The average teacher graduated in the bottom third of their class, according to professor Walter Williams, at George Mason University.

He also states that the college major with the lowest average SAT score is sociology, followed closely by..... wait for it...... wait for it......... education.

I would have guessed art or physical education but you can't make these things up.

Now for the good part.   After completing a B.A., students take a test for graduate school.  I took the exam  for a graduate study in business.  I forget the acronym.  But I scored in the top 5% who took it.
Sociology and education majors take something like the GRE and of those scores, sociology majors and education majors.... wait for it.... wait for it..... switch last places!!!! (According to Professor Williams)

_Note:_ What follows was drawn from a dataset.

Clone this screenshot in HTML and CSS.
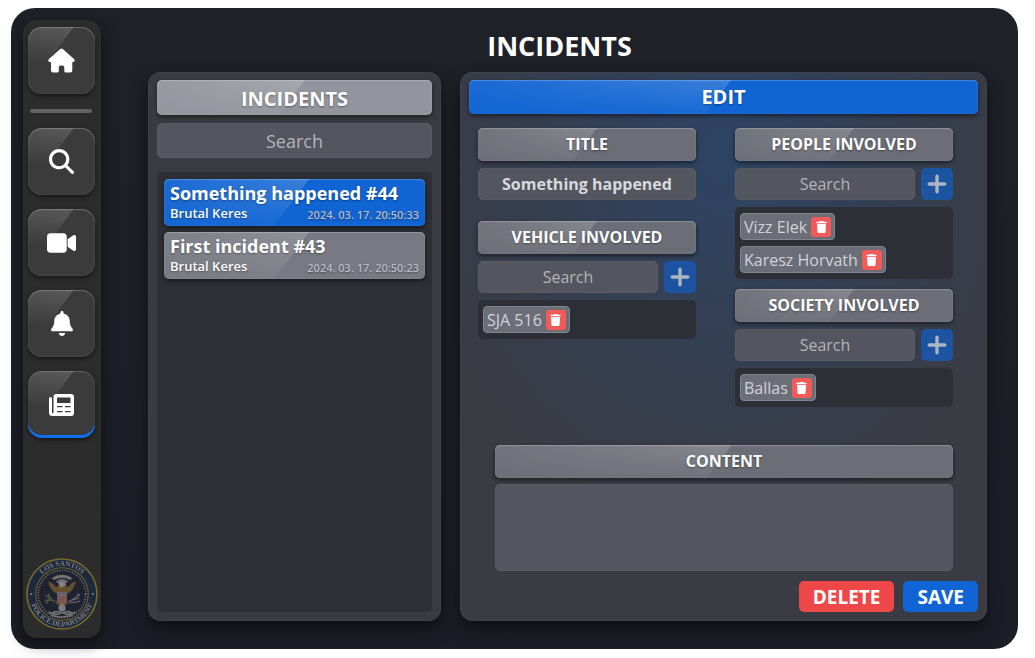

GO TEECHERS!  GO SUCKIOLOGISTS!


----------



## ChemEngineer (May 11, 2020)

The test was the ATGSB, Admission Test for Graduate Study in Business. Easy peasy for a chemical engineering graduate.


----------



## Jitss617 (May 11, 2020)

PoliticalChic said:


> I have said that unless we wrest control of education back from the Democrat/Liberal government schools, as earlier Republicans pried their slaves away from them, the nation has no future.
> 
> But....I couldn't see any possible way to do this........
> 
> ...


_For the LOVE OF GOD KEEP DEMOCRATS AWAY FROM OUR CHILDREN! _


----------



## Admiral Rockwell Tory (May 11, 2020)

ChemEngineer said:


> PoliticalChic said:
> 
> 
> > The more posts you offer  (Admiral Rockwell), the more folks will be able to see the low level that the teaching profession has fallen to.
> ...



As has been pointed out many times, teachers usually have a dual degree.  I had a degree in teaching from 1984.  I had to go back to get the education courses in 1998 and finish my math coursework. I was certified to teach math and history after passing a 3 hour exam and then received my Master's in 2003.  I had to pass a 6-hour exam to be certified as a principal.

Check the starting pay for those fields and you will find only social workers receiving less.


----------



## PoliticalChic (May 11, 2020)

Jitss617 said:


> PoliticalChic said:
> 
> 
> > I have said that unless we wrest control of education back from the Democrat/Liberal government schools, as earlier Republicans pried their slaves away from them, the nation has no future.
> ...




This is what passes for education in government school:

*1. "Third-Grade Teacher Has Students Write ‘Get Well’ Cards To Cop Killer Mumia Abu-Jamal *A third-grade teacher at a public school in New Jersey is under fire after she encouraged her students to write letters to notorious convicted cop killer Mumia Abu-Jamal, who recently fell ill in prison.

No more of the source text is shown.